I would have to imagine you can find roll insulation wide enough for what you need. You may have to contact your local lumber yard instead of a "lowes" or "home depot" that have a limited selection of insulation. If your talking about expanding foam insulation its expensive and can be "dangerous" Ive seen people try to fill in holes in walls and whatnot with it and they spray it in and fill up hole then it expands and it pushes out and breaks there drywall or whatever its more powerful then you would think. When you use it you only fill your hole up roughly 30% and let it expand the rest or you will have problems. Also remeber the insulation that you blow in if not in a horizontal position like in your attic is going to settle. You blow that in your walls and its eventually going to lose its fluff and just settle to bottom of wall. Im not a "insulation man" but we own a heating and air business. Good luck....

Sun Jan 01, 2006 8:56 pm

Insulating the ceiling will also depend on what type of roof you have on it (metal or asphalt). Ask a construction friend on how to properly do it if its asphalt (shingles) especially. Insulating a wooden roof with shingles could rot it out pretty fast and warp shingles. :D

Sun Jan 01, 2006 9:22 pm

When we were kids we put up stryofome sheet insulation on the bottom of the roof joists. We got a lot of air leakage at the eges of the panels. And naturally just about burnt the garage down when we had a little fire on the work table. The foam panels started melting and just about cought on fire too before we got it out. Needless to say I am a firm beliver in drywall in the garage or shop.


Sun Jan 01, 2006 9:30 pm

Blown insulation doesn't have a settling problem if it's done right. It must be blown to a greater density than its' own specific density. A bigger problem would be moisture. Vapor will travel through it until it condenses near the impervious metal siding... and stay there forever... or until the building corrodes down. Humidity control in the walls of a metal building can be a serious problem, since there is no way for it to escape.

We became dealers for cellulose blown insulation over 40 years ago and hate to see it mis-used.

Insulating a Workshop

Sun Jan 01, 2006 9:35 pm

You might want to try an insulation called "Tuff-R" I think that you can get it in 3/4" 4'x8' sheets. One side is a silver foil which goes towards the work area. Very good for reflecting light.

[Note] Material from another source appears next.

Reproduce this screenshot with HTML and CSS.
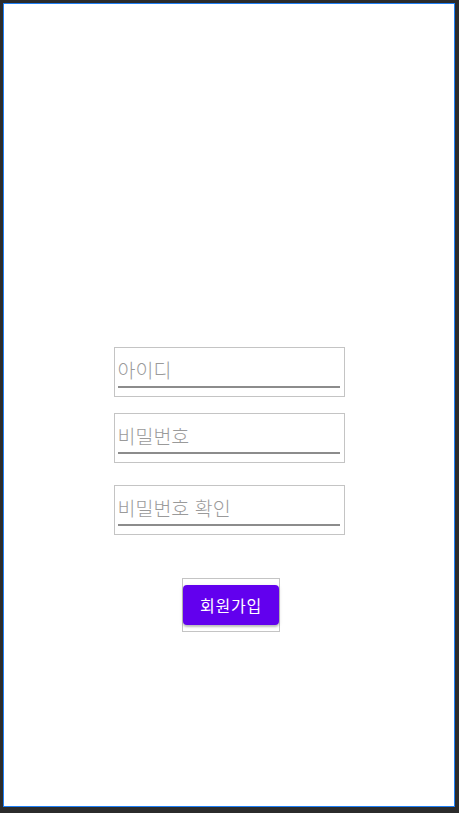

The seams are taped with foil tape.

Good Luck!

Sun Jan 01, 2006 9:40 pm

If you have enough head room - suspended ceiling (same stuff they use for ceilings in houses) with batt insulation laying on top of the ceiling.


Mon Jan 02, 2006 8:18 am


I am using the super tuff r in 3/4 inch it is R-5 in that thickness and $10.50 a 4x8 sheet. My house was buil without a sill plate the floor joists sit on the block wall with a face plate to the outside. The original house was built 1933 and their are 5 additions and nothing was done correctly in the entire house. The wind blows under the face plate through the core of the block and across the basement. Also the block is cracked and shifted. So I am running the sheeting up to the floor and cakling arount the floor joists. And glueing the tuff r to the wall. I have a michigan basement its 5' to 6' high between the ground and the floor joists.

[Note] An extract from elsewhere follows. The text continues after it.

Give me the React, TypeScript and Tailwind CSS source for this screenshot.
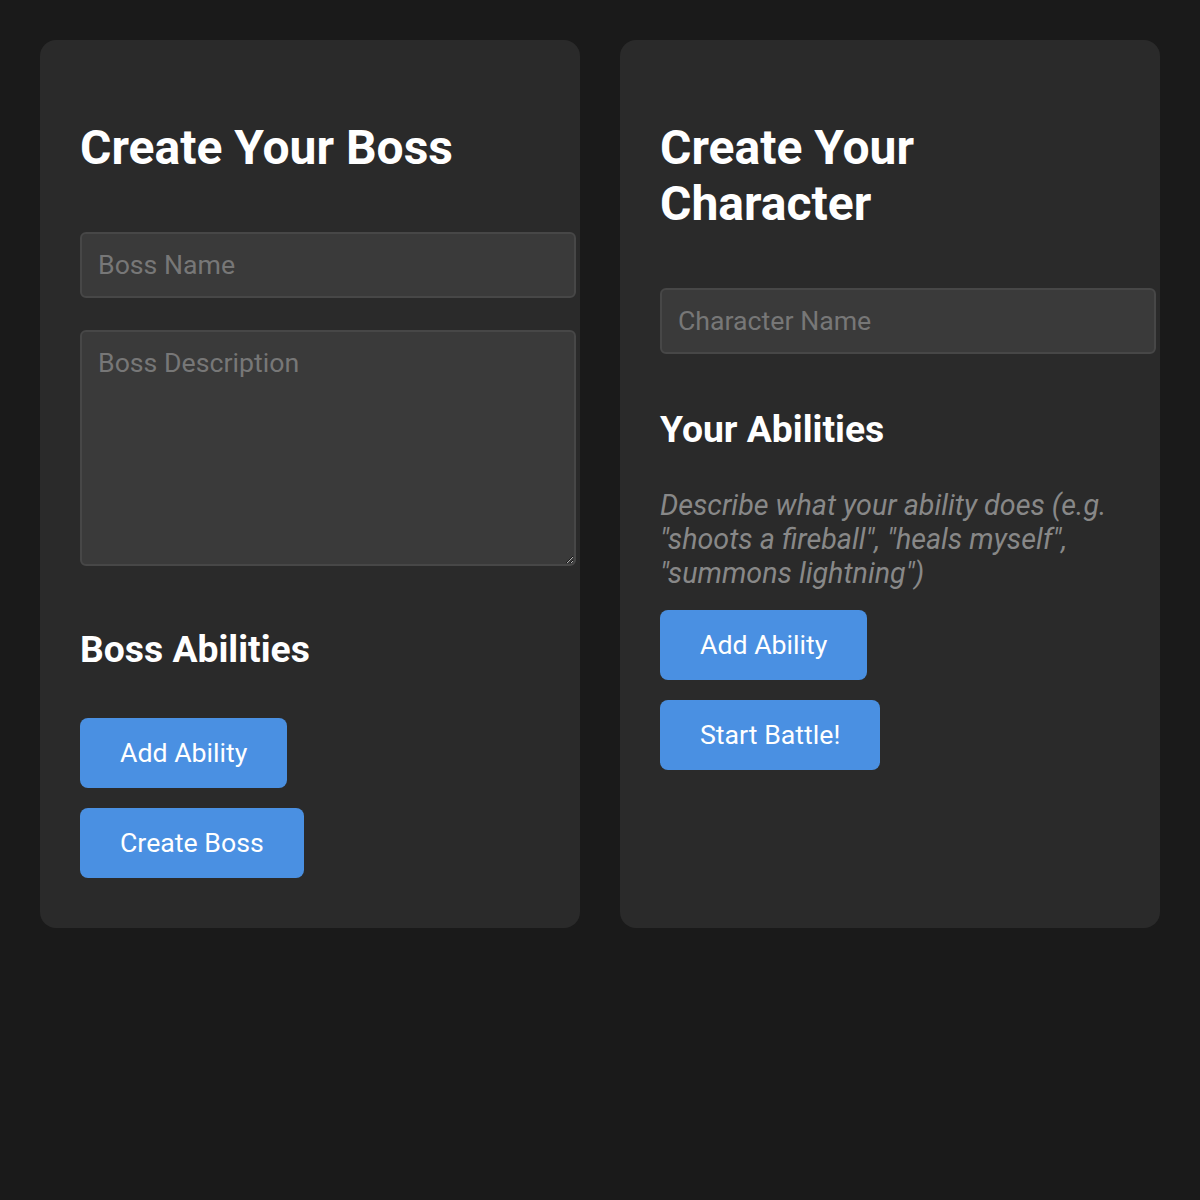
import React, { useState } from "react";

// Form panels for a small boss-battle game
export default function App() {
  const [bossName, setBossName] = useState("");
  const [bossDesc, setBossDesc] = useState("");
  const [charName, setCharName] = useState("");

  const inputCls =
    "block w-[496px] h-[66px] px-4 bg-[#3a3a3a] border-2 border-[#474747] rounded-md text-[26.7px] text-white placeholder-[#777777] outline-none";
  const buttonCls =
    "block h-[70px] px-10 bg-[#4a90e2] text-white text-[26.7px] rounded-lg";

  return (
    <div className="min-h-[1200px] bg-[#1a1a1a] p-10 font-['Roboto',sans-serif]">
      <div className="flex gap-10 items-stretch">
        {/* Boss panel */}
        <section className="w-[540px] bg-[#2a2a2a] rounded-2xl p-10">
          <h1 className="mt-10 text-[48px] leading-[56px] font-bold text-white">Create Your Boss</h1>
          <input
            value={bossName}
            onChange={(e) => setBossName(e.target.value)}
            placeholder="Boss Name"
            className={`${inputCls} mt-14`}
          />
          <textarea
            value={bossDesc}
            onChange={(e) => setBossDesc(e.target.value)}
            placeholder="Boss Description"
            className="block w-[496px] h-[236px] mt-8 px-4 pt-[15px] leading-[32px] bg-[#3a3a3a] border-2 border-[#474747] rounded-md text-[26.7px] text-white placeholder-[#777777] outline-none"
          />
          <h2 className="mt-[62px] text-[37.3px] leading-[42px] font-bold text-white">Boss Abilities</h2>
          <div className="mt-12 mb-[10px] flex flex-col items-start gap-5">
            <button className={buttonCls}>Add Ability</button>
            <button className={buttonCls}>Create Boss</button>
          </div>
        </section>

        {/* Character panel */}
        <section className="w-[540px] bg-[#2a2a2a] rounded-2xl p-10">
          <h1 className="mt-10 text-[48px] leading-[56px] font-bold text-white">
            Create Your
            <br />
            Character
          </h1>
          <input
            value={charName}
            onChange={(e) => setCharName(e.target.value)}
            placeholder="Character Name"
            className={`${inputCls} mt-14`}
          />
          <h2 className="mt-[54px] text-[37.3px] leading-[42px] font-bold text-white">Your Abilities</h2>
          <p className="mt-[38px] text-[28.7px] leading-[34px] italic text-[#888888]">
            Describe what your ability does (e.g. "shoots a fireball", "heals myself", "summons lightning")
          </p>
          <div className="mt-5 flex flex-col items-start gap-5">
            <button className={buttonCls}>Add Ability</button>
            <button className={buttonCls}>Start Battle!</button>
          </div>
        </section>
      </div>
    </div>
  );
}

You know how it is with your first house and think you can just go ahead and fix everthing. Oh well I love the seven acers and spend as much time as possible outside.


Mon Jan 02, 2006 4:02 pm

Does the shop have a pitched roof? I'd install a venting system there to control the transfer of heat and cold. You install a baffle in the rafter space. There needs to be a way for air to come in, like vents in the overhang, and then a ridge vent or equiv at the peak. The other half of the rafter space can be insulated and then covered.

I did this at our previous home for the walk up third floor and the upper level of the detatched garage. What an improvement. Both rooms got "pass out" hot in the summer, and icey cold in winter. After the venting install, very comfy.

Mon Jan 02, 2006 9:46 pm

Use the sheets that Cowboy suggested. ( i am in a similar situation that he is in, 8 acres with an old house.) I just ran electricity to my barm after 4 years and now heating is going to be concern. I have figured that those blue styrofrom looking sheets with moisture resistant drywall should do the trick. ( videodoc just did a nice barn ) I have a few freinds that live in NC and they tell me that it gets to freezing once in a while. How big is your barn? Do You have vents in your roof? HOw much time are you giong to spend in there? On demand heating is the way to go for the climate you live in. I also have learned that investing in a good set of carhart coveralls is way cheaper than barn heating bills.

Insulating a Workshop

Tue Jan 03, 2006 2:17 pm


I know what you mean. The house I live in has issues as well! And we both know how crazy the weather gets up here.

When I built my shop, I put the trusses on 24"centers. That way I could use the faced fiberglass bat insulation. I had a lot of cutting to do but I think that the "R" value that you get from the fiberglass is worth it. Its naturally cool in the summer and warms easy in the winter. My shop is 32' x 40' with 11'6" to the celing.

I am lucky to have natural gas. A friend of mine got me a 195000 btu hanging furnace out of a building that they were remodeling.

Tue Jan 03, 2006 6:26 pm

my friend had his sprayed it is a all metal building it looks like foam that you spray out of a can, however they did it with a big airless outfit and he has no moisture problems or any other problems at all going on 5 years now

Tue Jan 03, 2006 7:51 pm

about 35 years ago our county highway deaprtment had a shop that had spray in insulation. was a blue color, and was fluffy, but don't know what kind it was. One day they discovered it was a lto more flammable than it was advertised as. sparks form a selder caught it on fire, and the building and all the trucks wer elost in a matter of minutes. employees just barely managed to get out.